Listing:
- - -

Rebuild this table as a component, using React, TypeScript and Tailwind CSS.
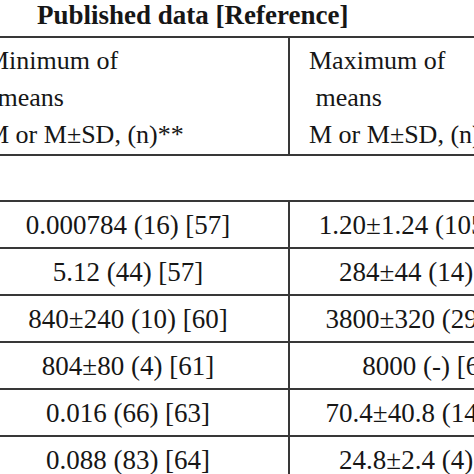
import React from "react";

const rows: [string, string][] = [
  ["0.000784 (16) [57]", "1.20±1.24 (105) [58]"],
  ["5.12 (44) [57]", "284±44 (14) [59]"],
  ["840±240 (10) [60]", "3800±320 (29) [60]"],
  ["804±80 (4) [61]", "8000 (-) [62]"],
  ["0.016 (66) [63]", "70.4±40.8 (14) [63]"],
  ["0.088 (83) [64]", "24.8±2.4 (4) [65]"],
];

export default function App() {
  return (
    <div className="w-[474px] h-[474px] overflow-hidden bg-white text-[#161616] [font-family:'Liberation_Serif',serif]">
      <div className="ml-[-32px] w-[606px] flex flex-col">
        <div className="h-[36px] pl-[69px] text-[27px] font-bold leading-[30px] whitespace-nowrap">
          Published data [Reference]
        </div>
        <div className="flex border-t-2 border-b-2 border-[#383838] h-[120px]">
          <div className="w-[320px] pl-[18px] pt-[4px] text-[26px] leading-[37px] whitespace-nowrap">
            <div>Minimum of</div>
            <div className="pl-[5px]">&nbsp;means</div>
            <div>M or M±SD, (n)**</div>
          </div>
          <div className="w-[286px] border-l-2 border-[#383838] pl-[19px] pt-[4px] text-[26px] leading-[37px] whitespace-nowrap">
            <div>Maximum of</div>
            <div>&nbsp;means</div>
            <div>M or M±SD, (n)**</div>
          </div>
        </div>
        <div className="h-[46px] border-b-2 border-[#383838]" />
        {rows.map(([a, b], i) => (
          <div key={i} className="flex h-[47px] border-b-2 border-[#383838] text-[27px] whitespace-nowrap">
            <div className="w-[320px] flex items-center justify-center pt-[1px]">{a}</div>
            <div className="w-[286px] border-l-2 border-[#383838] flex items-center justify-center pt-[1px]">{b}</div>
          </div>
        ))}
      </div>
    </div>
  );
}
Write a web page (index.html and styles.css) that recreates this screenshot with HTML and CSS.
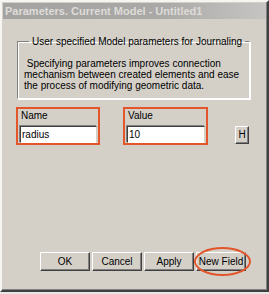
FILE: index.html
```html
<!DOCTYPE html>
<html>
<head>
<meta charset="utf-8">
<title>Parameters</title>
<link rel="stylesheet" href="styles.css">
</head>
<body>
<div class="window">
  <div class="titlebar">Parameters. Current Model - Untitled1</div>
  <div class="content">
    <fieldset class="group">
      <legend class="legend">User specified Model parameters for Journaling</legend>
      <p class="desc">&nbsp;Specifying parameters improves connection<br>mechanism between created elements and ease<br>the process of modifying geometric data.</p>
    </fieldset>
    <div class="fields">
      <div class="field field-name">
        <div class="label">Name</div>
        <div class="input">radius</div>
      </div>
      <div class="field field-value">
        <div class="label">Value</div>
        <div class="input">10</div>
      </div>
      <div class="hbtn">H</div>
    </div>
    <div class="buttons">
      <div class="btn">OK</div>
      <div class="btn">Cancel</div>
      <div class="btn">Apply</div>
      <div class="btn btn-new">New Field<span class="ring"></span></div>
    </div>
  </div>
</div>
</body>
</html>
```
FILE: styles.css
```css
html, body {
  margin: 0;
  padding: 0;
  background: #e8e6e2;
}
body {
  font-family: "Liberation Sans", Arial, sans-serif;
  font-size: 10px;
  color: #000;
}
.window {
  width: 269px;
  height: 292px;
  box-sizing: border-box;
  background: #d4d0c8;
  border-left: 2px solid #f6f5f1;
  border-top: 2px solid #f6f5f1;
  border-right: 2px solid #404040;
  border-bottom: 2px solid #404040;
  box-shadow: inset -1px -1px 0 #808080;
  padding: 1px;
  display: flex;
  flex-direction: column;
}
.titlebar {
  height: 16px;
  line-height: 16px;
  padding-left: 2px;
  background: linear-gradient(to right, #a4a3a1 0%, #aaa9a7 60%, #c6c5c3 100%);
  color: #dedcd8;
  font-weight: bold;
  font-size: 11px;
  white-space: nowrap;
  overflow: hidden;
}
.content {
  display: flex;
  flex-direction: column;
  padding-left: 13px;
}
.group {
  margin: 16px 0 0 1px;
  width: 233px;
  box-sizing: border-box;
  border-color: #808080 #ffffff #ffffff #808080;
  border-style: solid;
  border-width: 1px;
  box-shadow: inset 1px 1px 0 #ffffff, 1px 1px 0 #ffffff;
  padding: 10px 4px 7px 6px;
}
.legend {
  padding: 0 3px;
  margin-left: 5px;
  line-height: 13px;
  font-size: 10px;
  white-space: nowrap;
}
.desc {
  margin: 0;
  line-height: 11px;
  font-size: 10px;
}
.fields {
  display: flex;
  align-items: flex-start;
  margin-top: 8px;
}
.field {
  border: 2px solid #e3562c;
  padding: 0 1px 0 2px;
  display: flex;
  flex-direction: column;
  box-sizing: border-box;
}
.field-name { width: 84px; }
.field-value { width: 85px; margin-left: 23px; }
.label {
  line-height: 13px;
  height: 13px;
  padding-left: 1px;
}
.input {
  margin-top: 4px;
  height: 17px;
  box-sizing: border-box;
  background: #fff;
  border-top: 1px solid #404040;
  border-left: 1px solid #404040;
  border-right: 1px solid #d4d0c8;
  border-bottom: 1px solid #ffffff;
  box-shadow: -1px -1px 0 #808080;
  line-height: 15px;
  padding-left: 1px;
}
.hbtn {
  margin-left: 27px;
  margin-top: 19px;
  width: 14px;
  height: 18px;
  box-sizing: border-box;
  border-top: 1px solid #ffffff;
  border-left: 1px solid #ffffff;
  border-right: 1px solid #404040;
  border-bottom: 1px solid #404040;
  box-shadow: inset -1px -1px 0 #808080;
  text-align: center;
  line-height: 16px;
  font-size: 10px;
}
.buttons {
  display: flex;
  gap: 2px;
  margin-top: 107px;
  padding-left: 24px;
}
.btn {
  position: relative;
  width: 50px;
  height: 19px;
  box-sizing: border-box;
  border-top: 1px solid #ffffff;
  border-left: 1px solid #ffffff;
  border-right: 1px solid #404040;
  border-bottom: 1px solid #404040;
  box-shadow: inset -1px -1px 0 #808080;
  text-align: center;
  line-height: 17px;
  white-space: nowrap;
}
.ring {
  position: absolute;
  left: -3px;
  top: -6px;
  width: 57px;
  height: 29px;
  box-sizing: border-box;
  border: 2px solid #e3562c;
  border-radius: 50%;
}
```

- - -

Aim:
Copy every line of the listing that contains the word "React".

Written answer:
Rebuild this table as a component, using React, TypeScript and Tailwind CSS.
import React from "react";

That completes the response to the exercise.